SET PROBLEM: Omit every image, and transcribe the remaining entries exactly as given.
========
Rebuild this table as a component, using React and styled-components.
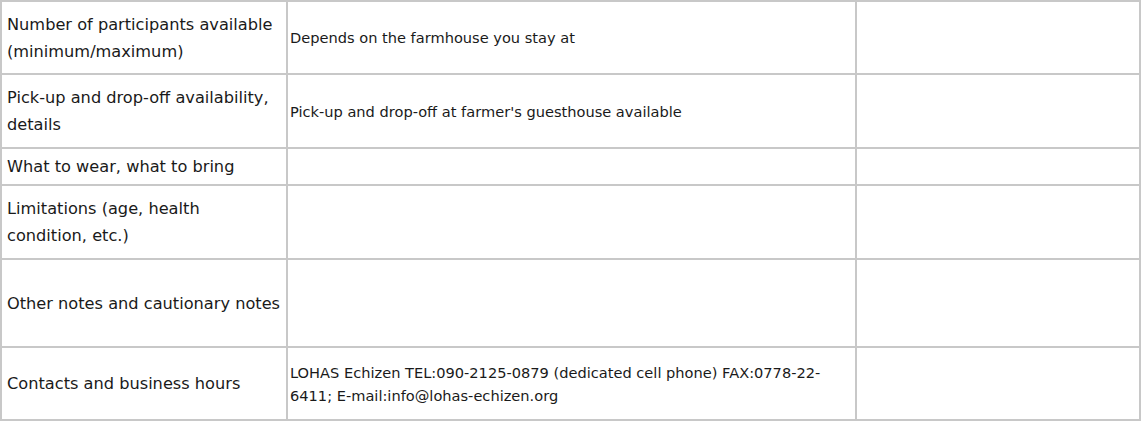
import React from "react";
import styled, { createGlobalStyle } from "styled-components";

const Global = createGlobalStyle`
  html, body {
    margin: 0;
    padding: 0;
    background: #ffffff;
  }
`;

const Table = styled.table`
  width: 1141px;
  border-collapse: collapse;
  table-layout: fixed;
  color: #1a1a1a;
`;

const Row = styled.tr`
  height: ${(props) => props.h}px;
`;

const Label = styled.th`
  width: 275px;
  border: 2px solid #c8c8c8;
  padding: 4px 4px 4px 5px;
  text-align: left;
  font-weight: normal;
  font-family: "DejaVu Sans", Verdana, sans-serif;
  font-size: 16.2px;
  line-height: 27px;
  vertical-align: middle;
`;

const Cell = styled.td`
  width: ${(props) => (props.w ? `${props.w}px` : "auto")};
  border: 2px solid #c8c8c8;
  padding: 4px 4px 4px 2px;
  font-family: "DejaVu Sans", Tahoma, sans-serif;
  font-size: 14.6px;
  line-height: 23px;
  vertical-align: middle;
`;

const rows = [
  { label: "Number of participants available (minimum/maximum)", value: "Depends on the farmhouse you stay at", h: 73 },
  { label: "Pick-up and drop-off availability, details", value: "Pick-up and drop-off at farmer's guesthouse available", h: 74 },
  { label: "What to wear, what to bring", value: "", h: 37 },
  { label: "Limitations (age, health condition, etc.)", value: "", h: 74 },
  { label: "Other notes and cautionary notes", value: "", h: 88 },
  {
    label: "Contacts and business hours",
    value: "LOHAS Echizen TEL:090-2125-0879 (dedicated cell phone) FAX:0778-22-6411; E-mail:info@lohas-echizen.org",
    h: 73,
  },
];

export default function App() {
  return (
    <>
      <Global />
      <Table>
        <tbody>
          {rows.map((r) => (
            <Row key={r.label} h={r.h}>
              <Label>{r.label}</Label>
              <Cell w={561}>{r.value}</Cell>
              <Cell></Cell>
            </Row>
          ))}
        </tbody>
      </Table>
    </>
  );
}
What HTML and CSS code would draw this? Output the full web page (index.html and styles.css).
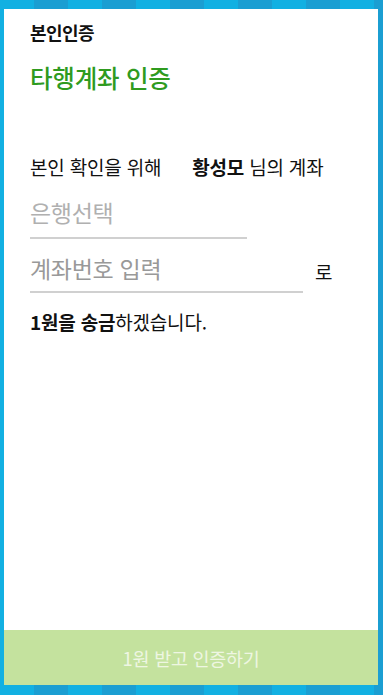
========
SOLVED PROBLEM:
Rebuild this table as a component, using React and styled-components.
import React from "react";
import styled, { createGlobalStyle } from "styled-components";

const Global = createGlobalStyle`
  html, body {
    margin: 0;
    padding: 0;
    background: #ffffff;
  }
`;

const Table = styled.table`
  width: 1141px;
  border-collapse: collapse;
  table-layout: fixed;
  color: #1a1a1a;
`;

const Row = styled.tr`
  height: ${(props) => props.h}px;
`;

const Label = styled.th`
  width: 275px;
  border: 2px solid #c8c8c8;
  padding: 4px 4px 4px 5px;
  text-align: left;
  font-weight: normal;
  font-family: "DejaVu Sans", Verdana, sans-serif;
  font-size: 16.2px;
  line-height: 27px;
  vertical-align: middle;
`;

const Cell = styled.td`
  width: ${(props) => (props.w ? `${props.w}px` : "auto")};
  border: 2px solid #c8c8c8;
  padding: 4px 4px 4px 2px;
  font-family: "DejaVu Sans", Tahoma, sans-serif;
  font-size: 14.6px;
  line-height: 23px;
  vertical-align: middle;
`;

const rows = [
  { label: "Number of participants available (minimum/maximum)", value: "Depends on the farmhouse you stay at", h: 73 },
  { label: "Pick-up and drop-off availability, details", value: "Pick-up and drop-off at farmer's guesthouse available", h: 74 },
  { label: "What to wear, what to bring", value: "", h: 37 },
  { label: "Limitations (age, health condition, etc.)", value: "", h: 74 },
  { label: "Other notes and cautionary notes", value: "", h: 88 },
  {
    label: "Contacts and business hours",
    value: "LOHAS Echizen TEL:090-2125-0879 (dedicated cell phone) FAX:0778-22-6411; E-mail:info@lohas-echizen.org",
    h: 73,
  },
];

export default function App() {
  return (
    <>
      <Global />
      <Table>
        <tbody>
          {rows.map((r) => (
            <Row key={r.label} h={r.h}>
              <Label>{r.label}</Label>
              <Cell w={561}>{r.value}</Cell>
              <Cell></Cell>
            </Row>
          ))}
        </tbody>
      </Table>
    </>
  );
}
What HTML and CSS code would draw this? Output the full web page (index.html and styles.css).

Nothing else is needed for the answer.